Former First Lady Expects More from Mental Health Care
Former First Lady Rosalynn Carter speaks with Dart Center Executive Director Bruce Shapiro and Jeffrey A. Lieberman, M.D. professor and chair of the psychiatry department at the Columbia University Medical Center. Carter spoke at Columbia University about the release of her new book, "Within Our Reach: Ending the Mental Health Crisis."
Former First Lady Rosalynn Carter is frustrated and angry. At a forum and panel conversation held on Monday, May 3, she insisted that our country's current mental health system is broken, despite the $120 billion our federal government spends annually on direct mental health care.
Carter has been known as an advocate for mental health issues for over 25 years and founded the Mental Health Program at the Carter Center in 1991 to promote changes in policy and in attitude at the state, national and international levels.
In her first public address since the release of her new book, "Within Our Reach: Ending the Mental Health Crisis," 82-year-old Carter spoke at Columbia University at an event sponsored by the Graduate School of Journalism and the Department of Psychiatry along with the Dart Center for Journalism and Trauma. In a speech, she said that mental illnesses represent the country's largest hidden epidemic, because they remain shrouded in stigma. People and families are often afraid to seek treatment and aren't using the early intervention, resiliency and recovery strategies that are now available.
After her speech, Carter spoke in conversation with Dart Center Executive Director Bruce Shapiro and Jeffrey A. Lieberman, M.D., professor and chair of the psychiatry department at the Columbia University Medical Center. She highlighted the role that reporters and researchers can play in mitigating society's irrational fear of people with mental health problems. For example, sensationalistic reporting often perpetuates the myth that mentally ill people are likely to be violent. In fact, says Carter, "People with mental illnesses are more often victims of violence than perpetrators of it.
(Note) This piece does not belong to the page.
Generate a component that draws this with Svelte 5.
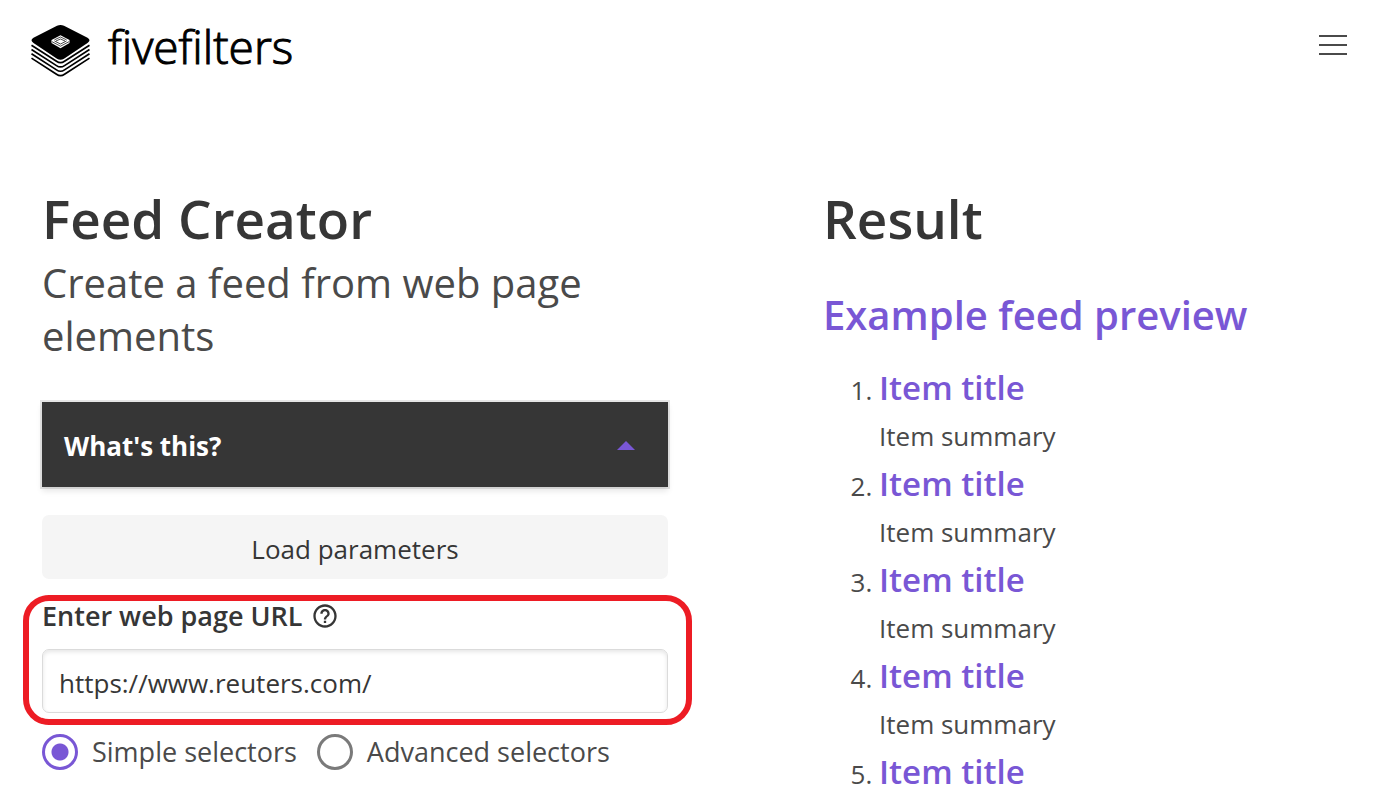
<script>
  const items = [
    { title: 'Item title', summary: 'Item summary' },
    { title: 'Item title', summary: 'Item summary' },
    { title: 'Item title', summary: 'Item summary' },
    { title: 'Item title', summary: 'Item summary' },
    { title: 'Item title' }
  ];
  let url = $state('https://www.reuters.com/');
  let mode = $state('simple');
</script>

<header class="navbar">
  <a class="brand" href="/">
    <svg class="mark" viewBox="0 0 60 54" aria-hidden="true">
      <path d="M27 1.800Q30.500 0 34 1.800L57.500 13.700Q61.500 16.200 57.500 19L34 34.700Q30.500 36.800 27 34.700L3.500 19Q-.5 16.200 3.500 13.700Z" />
      <g fill="none" stroke="#000" stroke-width="1.700">
        <path d="M1.500 21.200L26.500 37.300Q30.500 40 34.500 37.300L59.500 21.200" />
        <path d="M1.500 25.500L26.500 41.600Q30.500 44.300 34.500 41.600L59.500 25.500" />
        <path d="M1.500 29.800L26.500 45.900Q30.500 48.600 34.500 45.900L59.500 29.800" />
        <path d="M1.500 34.100L26.500 50.200Q30.500 52.900 34.500 50.200L59.500 34.100" />
      </g>
      <path fill="#fff" d="M30.500 11.300L39.500 15.900V18.900L30.500 24.300L21.500 18.900V15.900Z" />
      <g fill="none" stroke="#000" stroke-width=".7">
        <path d="M24.500 15.800L30.500 13L36.500 15.800" />
        <path d="M26 17L30.500 15L35 17" />
        <path d="M24.500 17L30.500 20L36.500 17" />
        <path d="M22 17.700L30.500 22.200L39 17.700" />
      </g>
    </svg>
    <span class="wordmark">fivefilters</span>
  </a>
  <button class="burger" type="button" aria-label="Menu">
    <span></span><span></span><span></span>
  </button>
</header>

<main class="columns">
  <section>
    <h1>Feed Creator</h1>
    <p class="subtitle">Create a feed from web page elements</p>

    <button class="about" type="button">
      What's this?
      <svg class="caret" viewBox="0 0 18 9" aria-hidden="true"><path d="M9 0L18 9H0Z" /></svg>
    </button>

    <button class="load" type="button">Load parameters</button>

    <div class="field">
      <div class="label-row">
        <label for="url">Enter web page URL</label>
        <svg class="help" viewBox="0 0 24 24" aria-hidden="true">
          <path d="M11 18h2v-2h-2v2zm1-16C6.480 2 2 6.480 2 12s4.480 10 10 10 10-4.480 10-10S17.520 2 12 2zm0 18c-4.410 0-8-3.590-8-8s3.590-8 8-8 8 3.590 8 8-3.590 8-8 8zm0-14c-2.210 0-4 1.790-4 4h2c0-1.100.9-2 2-2s2 .9 2 2c0 2-3 1.750-3 5h2c0-2.250 3-2.500 3-5 0-2.210-1.790-4-4-4z" />
        </svg>
      </div>
      <input id="url" class="text" type="text" bind:value={url} />
    </div>

    <div class="modes">
      <label><input type="radio" name="mode" value="simple" bind:group={mode} />Simple selectors</label>
      <label><input type="radio" name="mode" value="advanced" bind:group={mode} />Advanced selectors</label>
    </div>
  </section>

  <section>
    <h1>Result</h1>
    <h2><a href="#preview">Example feed preview</a></h2>
    <ol>
      {#each items as item}
        <li>
          <a class="item-title" href="#item">{item.title}</a>
          {#if item.summary}<p>{item.summary}</p>{/if}
        </li>
      {/each}
    </ol>
  </section>
</main>

<style>
  :global(body) {
    margin: 0;
    background: #fff;
    color: #4a4a4a;
    font: 26px/48px 'Open Sans', 'Noto Sans', sans-serif;
  }
  :global(*) {
    box-sizing: border-box;
  }
  a {
    color: #7957d5;
    text-decoration: none;
  }
  button,
  input {
    font: inherit;
  }
  h1,
  h2,
  p,
  ol {
    margin: 0;
  }
  .navbar {
    display: flex;
    justify-content: space-between;
    align-items: center;
    height: 90px;
    padding: 0 16px 0 30px;
  }
  .brand {
    display: flex;
    align-items: center;
    gap: 18px;
    color: #000;
  }
  .mark {
    width: 60px;
    height: 54px;
    margin-top: 12px;
  }
  .wordmark {
    margin-top: 2px;
    font: 300 46px/56px 'Open Sans', sans-serif;
    -webkit-text-stroke: 1px #000;
  }
  .burger {
    display: flex;
    flex-direction: column;
    align-items: center;
    gap: 7px;
    padding: 10px 11px;
    border: 0;
    background: none;
  }
  .burger span {
    width: 28px;
    height: 2px;
    background: #4a4a4a;
  }
  .columns {
    display: grid;
    grid-template-columns: 626fr 509fr;
    gap: 155px;
    padding: 97px 42px 0;
  }
  h1 {
    color: #363636;
    font-size: 53px;
    line-height: 64px;
    font-weight: 600;
  }
  .subtitle {
    margin-top: 5px;
    font-size: 40px;
    line-height: 53px;
  }
  .about {
    display: flex;
    justify-content: space-between;
    align-items: center;
    width: 100%;
    height: 85px;
    margin-top: 40px;
    padding: 2px 33px 0 22px;
    border: 0;
    background: #363636;
    box-shadow: 0 4px 6px rgba(10, 10, 10, 0.1), 0 0 0 2px rgba(10, 10, 10, 0.1);
    color: #fff;
    font-weight: 700;
  }
  .caret {
    width: 18px;
    height: 9px;
    fill: #7957d5;
  }
  .load {
    width: 100%;
    height: 64px;
    margin-top: 28px;
    padding: 4px 0 0;
    border: 0;
    border-radius: 7px;
    background: #f5f5f5;
    color: #363636;
  }
  .field {
    position: relative;
    margin-top: 16px;
  }
  .field::after {
    content: '';
    position: absolute;
    inset: 0 -24px -12px -19px;
    border: 6px solid #ed1c24;
    border-radius: 26px;
    pointer-events: none;
  }
  .label-row {
    display: flex;
    align-items: center;
    gap: 8px;
    height: 42px;
    color: #363636;
    font-size: 27px;
    font-weight: 600;
  }
  .help {
    width: 28px;
    height: 28px;
    fill: #363636;
  }
  .text {
    display: block;
    width: 100%;
    height: 64px;
    margin-top: 12px;
    padding: 4px 16px 0;
    border: 1px solid #dbdbdb;
    border-radius: 7px;
    background: #fff;
    box-shadow: inset 0 2px 4px rgba(10, 10, 10, 0.1);
    color: #363636;
    outline: 0;
  }
  .modes {
    display: flex;
    gap: 20px;
    margin-top: 15px;
    font-size: 27px;
  }
  .modes label {
    display: flex;
    align-items: center;
    gap: 14px;
    white-space: nowrap;
  }
  .modes input {
    appearance: none;
    width: 36px;
    height: 36px;
    margin: 0;
    border: 3px solid #7a7a7a;
    border-radius: 50%;
  }
  .modes input:checked {
    border-color: #7957d5;
    background: radial-gradient(circle, #7957d5 8px, transparent 9px);
  }
  h2 {
    margin-top: 32px;
    font-size: 40px;
    line-height: 64px;
    font-weight: 600;
  }
  ol {
    margin-top: 17px;
    padding-left: 56px;
  }
  .item-title {
    display: block;
    font-size: 33px;
    font-weight: 600;
  }
</style>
They are actually victimized four times more than the general population."
Misconceptions like these fuel Carter's work around ending mental health stigma, such as the Rosalynn Carter Fellowships for Mental Health Journalism.
"We need to make up for decades of inattention and neglect," says Carter.
Still, Carter remains optimistic, as evidenced by the title of her book; She truly believes that "ending the mental health crisis" is "within our reach." Asked about the source of her optimism, she cited new medications and treatment plans that don't just control mental health symptoms but can actually offer recovery from illness and the 2008 Mental Health Parity act, which was recently expanded by the Obama administration.